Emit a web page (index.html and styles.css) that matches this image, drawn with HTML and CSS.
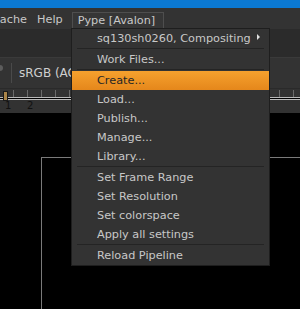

*-*-*

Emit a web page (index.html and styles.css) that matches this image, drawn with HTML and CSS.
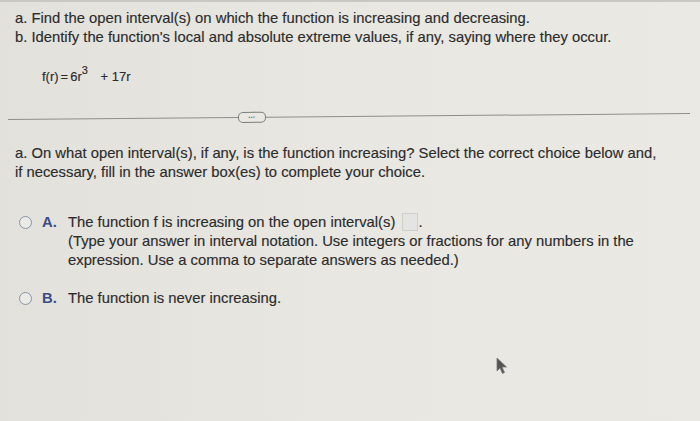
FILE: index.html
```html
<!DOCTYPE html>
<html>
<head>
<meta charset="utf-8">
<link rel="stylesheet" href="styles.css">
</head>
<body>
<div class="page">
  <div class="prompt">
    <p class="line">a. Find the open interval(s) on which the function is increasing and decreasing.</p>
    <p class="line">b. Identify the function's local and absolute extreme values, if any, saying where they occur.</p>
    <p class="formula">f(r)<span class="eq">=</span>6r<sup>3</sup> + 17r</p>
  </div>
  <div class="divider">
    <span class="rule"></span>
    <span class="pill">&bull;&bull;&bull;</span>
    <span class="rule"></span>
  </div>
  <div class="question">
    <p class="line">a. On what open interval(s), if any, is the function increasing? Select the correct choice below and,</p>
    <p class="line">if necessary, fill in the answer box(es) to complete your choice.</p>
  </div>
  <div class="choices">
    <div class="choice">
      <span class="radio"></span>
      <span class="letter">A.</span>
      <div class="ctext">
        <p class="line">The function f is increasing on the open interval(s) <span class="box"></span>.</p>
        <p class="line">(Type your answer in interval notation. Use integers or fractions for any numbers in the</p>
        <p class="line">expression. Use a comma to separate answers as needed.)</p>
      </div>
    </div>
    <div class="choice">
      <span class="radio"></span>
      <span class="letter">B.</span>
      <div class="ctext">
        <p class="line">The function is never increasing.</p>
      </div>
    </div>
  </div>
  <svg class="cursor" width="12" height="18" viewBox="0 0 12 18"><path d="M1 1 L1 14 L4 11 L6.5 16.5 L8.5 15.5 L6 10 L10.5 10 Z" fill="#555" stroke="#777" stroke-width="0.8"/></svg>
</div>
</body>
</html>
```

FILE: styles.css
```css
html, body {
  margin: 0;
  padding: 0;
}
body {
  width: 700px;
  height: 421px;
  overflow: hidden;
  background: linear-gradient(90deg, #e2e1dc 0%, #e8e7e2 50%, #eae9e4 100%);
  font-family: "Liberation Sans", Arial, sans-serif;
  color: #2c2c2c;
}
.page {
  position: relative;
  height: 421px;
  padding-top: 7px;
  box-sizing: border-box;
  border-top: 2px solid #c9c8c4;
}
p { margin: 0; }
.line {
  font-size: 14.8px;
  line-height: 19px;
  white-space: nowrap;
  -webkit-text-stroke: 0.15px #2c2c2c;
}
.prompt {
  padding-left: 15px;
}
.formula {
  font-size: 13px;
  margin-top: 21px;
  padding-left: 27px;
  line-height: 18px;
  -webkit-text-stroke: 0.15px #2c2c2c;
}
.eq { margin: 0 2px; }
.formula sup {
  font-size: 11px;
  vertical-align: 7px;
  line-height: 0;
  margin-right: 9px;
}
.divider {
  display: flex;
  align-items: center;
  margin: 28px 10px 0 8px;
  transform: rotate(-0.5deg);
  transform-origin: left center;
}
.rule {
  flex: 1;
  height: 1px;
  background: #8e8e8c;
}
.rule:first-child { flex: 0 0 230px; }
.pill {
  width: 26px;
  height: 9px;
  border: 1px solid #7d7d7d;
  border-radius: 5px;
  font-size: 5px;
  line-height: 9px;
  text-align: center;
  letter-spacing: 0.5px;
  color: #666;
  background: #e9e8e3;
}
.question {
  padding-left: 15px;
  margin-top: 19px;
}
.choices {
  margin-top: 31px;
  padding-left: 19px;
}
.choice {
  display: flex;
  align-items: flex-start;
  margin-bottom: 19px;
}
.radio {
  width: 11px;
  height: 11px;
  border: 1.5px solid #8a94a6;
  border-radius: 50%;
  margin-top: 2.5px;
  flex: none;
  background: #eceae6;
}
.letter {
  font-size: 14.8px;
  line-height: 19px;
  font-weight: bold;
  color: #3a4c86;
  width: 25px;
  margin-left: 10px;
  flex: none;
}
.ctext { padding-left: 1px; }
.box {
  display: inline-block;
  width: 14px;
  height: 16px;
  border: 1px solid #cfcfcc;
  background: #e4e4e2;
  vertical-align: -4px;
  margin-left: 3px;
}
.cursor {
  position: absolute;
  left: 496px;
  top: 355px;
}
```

*-*-*

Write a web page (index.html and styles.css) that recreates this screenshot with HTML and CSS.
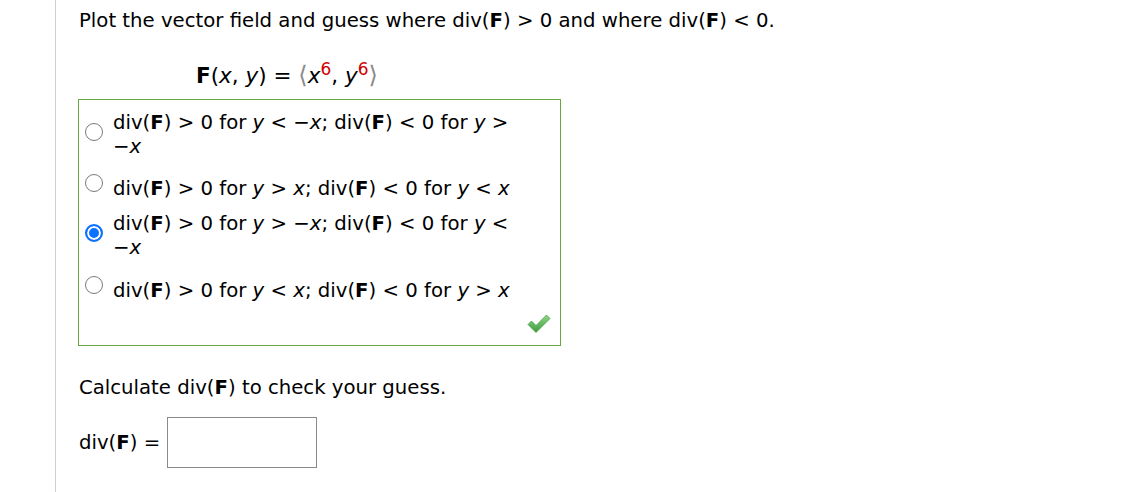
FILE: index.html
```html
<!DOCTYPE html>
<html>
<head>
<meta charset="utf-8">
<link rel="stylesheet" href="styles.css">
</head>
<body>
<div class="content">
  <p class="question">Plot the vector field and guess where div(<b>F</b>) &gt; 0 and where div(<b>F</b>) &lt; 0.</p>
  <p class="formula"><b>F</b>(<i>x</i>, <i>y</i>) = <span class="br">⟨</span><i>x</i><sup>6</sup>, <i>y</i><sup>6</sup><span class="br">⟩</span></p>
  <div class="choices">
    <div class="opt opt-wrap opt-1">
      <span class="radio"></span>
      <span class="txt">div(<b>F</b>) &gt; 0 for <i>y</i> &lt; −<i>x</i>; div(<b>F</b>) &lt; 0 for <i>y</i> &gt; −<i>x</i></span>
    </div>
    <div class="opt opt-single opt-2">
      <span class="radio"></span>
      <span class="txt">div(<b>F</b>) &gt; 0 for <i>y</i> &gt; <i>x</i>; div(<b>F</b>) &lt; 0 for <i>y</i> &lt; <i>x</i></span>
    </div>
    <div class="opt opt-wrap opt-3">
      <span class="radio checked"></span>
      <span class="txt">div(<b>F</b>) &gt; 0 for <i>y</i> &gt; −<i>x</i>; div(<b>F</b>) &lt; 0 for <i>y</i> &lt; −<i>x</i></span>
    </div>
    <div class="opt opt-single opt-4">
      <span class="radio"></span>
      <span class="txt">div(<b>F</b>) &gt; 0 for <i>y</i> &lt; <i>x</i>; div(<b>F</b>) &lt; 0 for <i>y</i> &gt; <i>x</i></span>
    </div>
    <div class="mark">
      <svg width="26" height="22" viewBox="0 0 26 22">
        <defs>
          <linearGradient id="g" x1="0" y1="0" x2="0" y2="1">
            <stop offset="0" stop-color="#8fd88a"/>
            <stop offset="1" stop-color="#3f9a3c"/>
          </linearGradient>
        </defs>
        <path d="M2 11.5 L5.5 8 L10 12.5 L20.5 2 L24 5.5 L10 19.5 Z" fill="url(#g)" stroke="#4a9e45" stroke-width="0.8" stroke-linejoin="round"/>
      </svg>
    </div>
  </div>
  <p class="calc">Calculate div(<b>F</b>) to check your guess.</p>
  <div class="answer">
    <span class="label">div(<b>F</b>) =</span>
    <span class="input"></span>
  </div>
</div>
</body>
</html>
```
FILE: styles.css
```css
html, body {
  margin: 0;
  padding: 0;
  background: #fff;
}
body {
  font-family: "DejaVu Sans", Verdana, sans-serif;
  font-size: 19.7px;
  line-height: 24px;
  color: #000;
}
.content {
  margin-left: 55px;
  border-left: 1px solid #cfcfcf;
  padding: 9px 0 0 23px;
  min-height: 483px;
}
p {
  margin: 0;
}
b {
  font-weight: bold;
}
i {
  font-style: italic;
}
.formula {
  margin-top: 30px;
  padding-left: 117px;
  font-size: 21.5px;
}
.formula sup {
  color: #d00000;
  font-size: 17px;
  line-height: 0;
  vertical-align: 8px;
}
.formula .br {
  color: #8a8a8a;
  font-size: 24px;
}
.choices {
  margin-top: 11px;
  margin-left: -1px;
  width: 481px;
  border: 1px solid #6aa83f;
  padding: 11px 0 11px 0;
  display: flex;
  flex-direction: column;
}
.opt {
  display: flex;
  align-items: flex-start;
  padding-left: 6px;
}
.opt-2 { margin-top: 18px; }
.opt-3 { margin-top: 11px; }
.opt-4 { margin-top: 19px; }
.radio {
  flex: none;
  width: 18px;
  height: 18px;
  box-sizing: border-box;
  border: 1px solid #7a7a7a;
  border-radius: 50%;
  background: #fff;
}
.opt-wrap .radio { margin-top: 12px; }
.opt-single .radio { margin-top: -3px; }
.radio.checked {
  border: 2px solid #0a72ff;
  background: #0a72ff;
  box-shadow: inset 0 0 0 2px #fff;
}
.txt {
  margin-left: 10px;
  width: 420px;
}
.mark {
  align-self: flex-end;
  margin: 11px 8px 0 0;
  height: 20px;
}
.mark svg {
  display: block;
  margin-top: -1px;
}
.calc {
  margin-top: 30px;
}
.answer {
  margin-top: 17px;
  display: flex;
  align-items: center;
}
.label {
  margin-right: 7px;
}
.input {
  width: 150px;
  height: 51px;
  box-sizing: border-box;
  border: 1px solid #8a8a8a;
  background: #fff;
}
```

*-*-*

## Work to complete
Gather each line of the listing containing the word "page" and show it.

## Answer to the task
Emit a web page (index.html and styles.css) that matches this image, drawn with HTML and CSS.
Emit a web page (index.html and styles.css) that matches this image, drawn with HTML and CSS.
<div class="page">
.page {
Write a web page (index.html and styles.css) that recreates this screenshot with HTML and CSS.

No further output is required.